I am grateful for my hon. Friend’s intervention, and she is absolutely right. I have seen previous Secretaries of State stand at the Dispatch Box and say that those responsible need to take responsibility. It is the Government who are responsible because the Government failed to act on the instructions and advice of the coroner following the tragic and fatal Lakanal House fire in 2009. The Government are responsible for the situation that these people find themselves in, and the Government should take responsibility for giving those people a way out of this, without burdening them with unmanageable debt or pointing the finger at all sorts of other people who they say have a moral obligation to act, when that is unenforceable in any court.
The only way this can be dealt with is if the Government take direct action. As my hon. Friend said, the Government failed to clarify the regulations and guidance after the fire at Lakanal House. It is not about an individual Minister or Secretary of State—there has been a whole string of them ever since that time: Eric Pickles initially, but subsequently Greg Clark, Sajid Javid, Dominic Raab—[Interruption.] I am sorry, Madam Deputy Speaker, I cannot remember their constituencies. A string of Secretaries of State have failed to take appropriate action in line with the guidance that they were given. A previous Housing Minister, who is now the Prime Minister’s chief of staff, failed to act in this circumstance. I am afraid that collectively the Government are culpable for what has happened, and failed to act when they were told that action was necessary to prevent a repeat of Lakanal House. Of course, it was repeated horrifically in the disaster at Grenfell Tower.
I thought long and hard about why the Government would not act on that advice, and I have come to the conclusion that what is going on in this sector is nothing short of a national scandal. There is a tangled web of conflicts of interest that have led to the framework for fire safety regulations being wholly inadequate. The Building Research Establishment is a privatised organisation that helps to write fire safety regulations and drafts fire safety guidance. Its chief executive sits on the Government’s expert panel on fire safety, and one of its trustees, Sir Ken Knight, was until recently the Government’s chief fire safety adviser.

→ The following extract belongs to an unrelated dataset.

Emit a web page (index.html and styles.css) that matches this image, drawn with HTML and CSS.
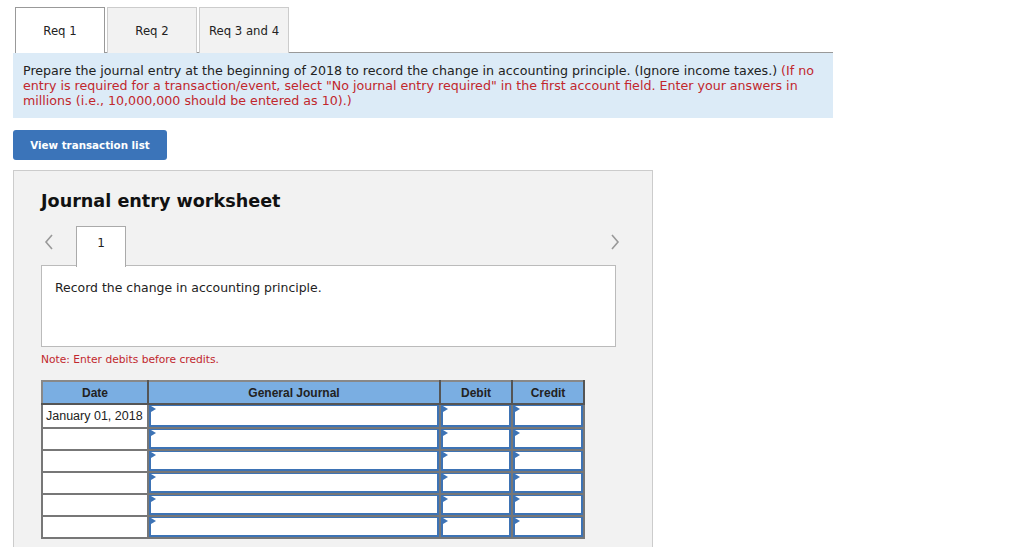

The BRE has a direct financial interest in the sector. It makes money by allowing cladding manufacturers to run fire safety tests on rigs that it sets up. The manufacturers are allowed to rerun those tests multiple times, with various adjustments, until they get the result that they want. There is no requirement on them ever to disclose the outcome of the final successful fire safety test—it is considered commercially confidential—nor is there any requirement on them to report publicly how many times their product failed a fire safety test before finally passing it.
The BRE makes money every single time a different rig is put up and a product is tested for combustibility. It has a direct financial interest in permitting the use of flammable cladding, because testing it is how it makes its money, and it was people with a direct interest in the BRE who advised Ministers not to ban combustible cladding. It is an absolutely shocking and scandalous network of conflicts of interest that the Government should never have allowed to happen.